The underlying goals of a health system involve the improvement and equal distribution of health, responsiveness to the expectations and needs of the population, and fairness in financial contribution in obtaining necessary health care (1). The health of an individual is a personal matter, which most take very seriously in the United States today. Personal choice in providers and types of care, provider sensitivity and non-judgment, and respect for the privacy of personal health information are aspects of our healthcare system that are often taken for granted. HIPAA laws protect the privacy of our individually identifiable health information. When I worked within the legal department of a large HIV/AIDS organization in Los Angeles, any instance of a breach of confidentiality within any capacity was handled with utmost care, concern, and investigation. Employees were trained quarterly on proper practices and any changes to HIPAA in order to respect the privacy of every patient in accordance with the laws.
Murray and Frenk (2000) address such issues of responsiveness and respect for the individual during interactions with the health system. Individuals should have the right to the confidentiality of their personal health information in order to openly discuss medical history with their provider and preserve individual power over such information. Such avenues of respect also include a properly trained physician who is receptive and sensitive to potentially embarrassing disclosures of health information or physical treatment. Individuals should also have the ability to decide what health interventions and treatments they receive and do not receive (1).

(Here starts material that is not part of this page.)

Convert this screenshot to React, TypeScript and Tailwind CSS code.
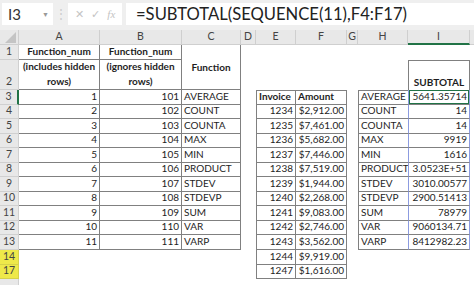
import React from 'react';

const funcs: [string, string, string][] = [
  ['1', '101', 'AVERAGE'],
  ['2', '102', 'COUNT'],
  ['3', '103', 'COUNTA'],
  ['4', '104', 'MAX'],
  ['5', '105', 'MIN'],
  ['6', '106', 'PRODUCT'],
  ['7', '107', 'STDEV'],
  ['8', '108', 'STDEVP'],
  ['9', '109', 'SUM'],
  ['10', '110', 'VAR'],
  ['11', '111', 'VARP'],
];

const invoices: [string, string][] = [
  ['1234', '$2,912.00'],
  ['1235', '$7,461.00'],
  ['1236', '$5,682.00'],
  ['1237', '$7,446.00'],
  ['1238', '$7,519.00'],
  ['1239', '$1,944.00'],
  ['1240', '$2,268.00'],
  ['1241', '$9,083.00'],
  ['1242', '$2,746.00'],
  ['1243', '$3,562.00'],
  ['1244', '$9,919.00'],
  ['1247', '$1,616.00'],
];

const results = [
  '5641.35714',
  '14',
  '14',
  '9919',
  '1616',
  '3.0523E+51',
  '3010.00577',
  '2900.51413',
  '78979',
  '9060134.71',
  '8412982.23',
];

const base = 'flex items-end px-[2px] pb-[1px] overflow-hidden whitespace-nowrap leading-[13px]';
const rowHead = 'flex items-end justify-center pb-[1px] text-[10.5px] leading-[13px] text-[#444] bg-[#e8e8e8] border-r border-b border-[#d0d0d0]';
const colHead = 'flex items-center justify-center text-[10.5px] text-[#444] bg-[#e8e8e8] border-r border-b border-[#cfcfcf]';

function Blank() {
  return <div />;
}

function RowLabel({ n }: { n: number }) {
  if (n === 3) {
    return <div className={`${rowHead} bg-[#d3d3d3] text-[#3d7a55] border-r-[#217346] border-r-2`}>{n}</div>;
  }
  if (n === 14 || n === 17) {
    return <div className={`${rowHead} bg-[#eee94a] text-[#333] border-[#d6d24a]`}>{n}</div>;
  }
  if (n === 18) {
    return <div className={rowHead} />;
  }
  return <div className={rowHead}>{n}</div>;
}

function FormulaBar() {
  return (
    <div className="flex h-[30px] items-start bg-[#efefef] pl-[2px] pt-[3px]">
      <div className="flex h-[22px] w-[51px] items-center justify-between bg-white pl-[6px] pr-[4px] text-[15px] text-[#333]">
        <span>I3</span>
        <span className="text-[7px] text-[#999]">▼</span>
      </div>
      <div className="flex h-[22px] w-[15px] items-center justify-center text-[12px] text-[#ccc]">⋮</div>
      <div className="flex h-[22px] w-[54px] items-center justify-around bg-white px-[3px] text-[11px] text-[#c4c4c4]">
        <span>✕</span>
        <span>✓</span>
        <span className="italic font-[family-name:Liberation_Serif,serif]">fx</span>
      </div>
      <div className="ml-[4px] flex h-[22px] flex-1 items-center bg-white pl-[10px] text-[16.6px] text-[#222]">
        =SUBTOTAL(SEQUENCE(11),F4:F17)
      </div>
    </div>
  );
}

export default function App() {
  return (
    <div className="h-[285px] w-[474px] overflow-hidden bg-white font-[family-name:Lato,sans-serif] text-[10px] text-[#1e1e1e]">
      <FormulaBar />
      <div className="grid grid-cols-[19px_81px_82px_59px_15px_40px_51px_11px_50px_62px_1fr] grid-rows-[15px_15px_30px_repeat(14,14.55px)]">
        {/* column headers */}
        <div className="relative bg-[#e8e8e8] border-r border-b border-[#cfcfcf]">
          <svg className="absolute bottom-[1px] right-[2px]" width="11" height="11" viewBox="0 0 11 11">
            <polygon points="11,0 11,11 0,11" fill="#c4c4c4" />
          </svg>
        </div>
        <div className={colHead}>A</div>
        <div className={colHead}>B</div>
        <div className={colHead}>C</div>
        <div className={colHead}>D</div>
        <div className={colHead}>E</div>
        <div className={colHead}>F</div>
        <div className={colHead}>G</div>
        <div className={colHead}>H</div>
        <div className={`${colHead} bg-[#d8dcd8] border-b-2 border-b-[#217346]`}>I</div>
        <div className="bg-[#e8e8e8] border-b border-[#cfcfcf]" />

        {/* row 1 */}
        <RowLabel n={1} />
        <div className={`${base} justify-center font-bold border-r border-b border-[#808080]`}>Function_num</div>
        <div className={`${base} justify-center font-bold border-r border-b border-[#808080]`}>Function_num</div>
        <div className="row-span-2 flex items-center justify-center font-bold border-r border-b border-[#808080]">Function</div>
        <Blank />
        <Blank />
        <Blank />
        <Blank />
        <Blank />
        <Blank />
        <Blank />

        {/* row 2 */}
        <RowLabel n={2} />
        <div className="flex flex-col items-center justify-end pb-[1px] text-center font-bold leading-[14.5px] border-r border-b border-[#808080]">
          <span>(includes hidden</span>
          <span>rows)</span>
        </div>
        <div className="flex flex-col items-center justify-end pb-[1px] text-center font-bold leading-[14.5px] border-r border-b border-[#808080]">
          <span>(ignores hidden</span>
          <span>rows)</span>
        </div>
        <Blank />
        <Blank />
        <Blank />
        <Blank />
        <Blank />
        <div className={`${base} justify-center font-bold border-t border-l border-r border-[#808080]`}>SUBTOTAL</div>
        <Blank />

        {/* rows 3 - 13 */}
        {funcs.map(([a, b, c], i) => (
          <React.Fragment key={a}>
            <RowLabel n={i + 3} />
            <div className={`${base} justify-end border-r border-b border-[#808080]`}>{a}</div>
            <div className={`${base} justify-end border-r border-b border-[#808080]`}>{b}</div>
            <div className={`${base} justify-start border-r border-b border-[#808080]`}>{c}</div>
            <Blank />
            {i === 0 ? (
              <>
                <div className={`${base} justify-start font-bold border-l border-t border-r border-b border-[#808080]`}>Invoice</div>
                <div className={`${base} justify-start font-bold border-t border-r border-b border-[#808080]`}>Amount</div>
              </>
            ) : (
              <>
                <div className={`${base} justify-end border-l border-r border-b border-[#808080]`}>{invoices[i - 1][0]}</div>
                <div className={`${base} justify-end border-r border-b border-[#808080]`}>{invoices[i - 1][1]}</div>
              </>
            )}
            <Blank />
            {i === 0 ? (
              <div className={`${base} justify-start border-l border-t border-b border-[#808080]`}>{c}</div>
            ) : (
              <div className={`${base} justify-start border-l border-b border-[#808080]`}>{c}</div>
            )}
            {i === 0 ? (
              <div className={`${base} relative justify-end border-l border-r border-b border-l-[#8c9be0] border-r-[#8c9be0] border-b-[#808080]`}>
                {results[i]}
                <div className="absolute -left-[1px] -top-[1px] -right-[1px] -bottom-[1px] border-2 border-[#217346]" />
              </div>
            ) : (
              <div className={`${base} justify-end border-l border-r border-b border-l-[#8c9be0] border-r-[#8c9be0] border-b-[#808080]`}>{results[i]}</div>
            )}
            <Blank />
          </React.Fragment>
        ))}

        {/* rows 14 and 17 (15, 16 hidden) */}
        {[14, 17].map((n, k) => (
          <React.Fragment key={n}>
            <RowLabel n={n} />
            <Blank />
            <Blank />
            <Blank />
            <Blank />
            <div className={`${base} justify-end border-l border-r border-b border-[#808080]`}>{invoices[10 + k][0]}</div>
            <div className={`${base} justify-end border-r border-b border-[#808080]`}>{invoices[10 + k][1]}</div>
            <Blank />
            <Blank />
            <Blank />
            <Blank />
          </React.Fragment>
        ))}

        {/* row 18 */}
        <RowLabel n={18} />
      </div>
    </div>
  );
}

I was struck by the concept that health systems in developing countries may often lack such aspects of responsiveness, confidentiality, and respect for the dignity of the individual – common expectations of our health system today. These gaps have the potential to produce stigma and a lack of social authority, which may compound broader issues of access and usage of healthcare services. The existence of proper responsiveness among all levels of society is rooted within differences of social, cultural, demographic, and economic factors (1). How do we elevate the importance of responsiveness and quality of care in developing countries? Do individuals in developing countries deserve an equal right to protection of personal health information?
1. Murray, C. & Frenk, J. (2000). A Framework for Assessing the Performance of Health Systems. Bulletin of the World Health Organization, 78(6), 717-731.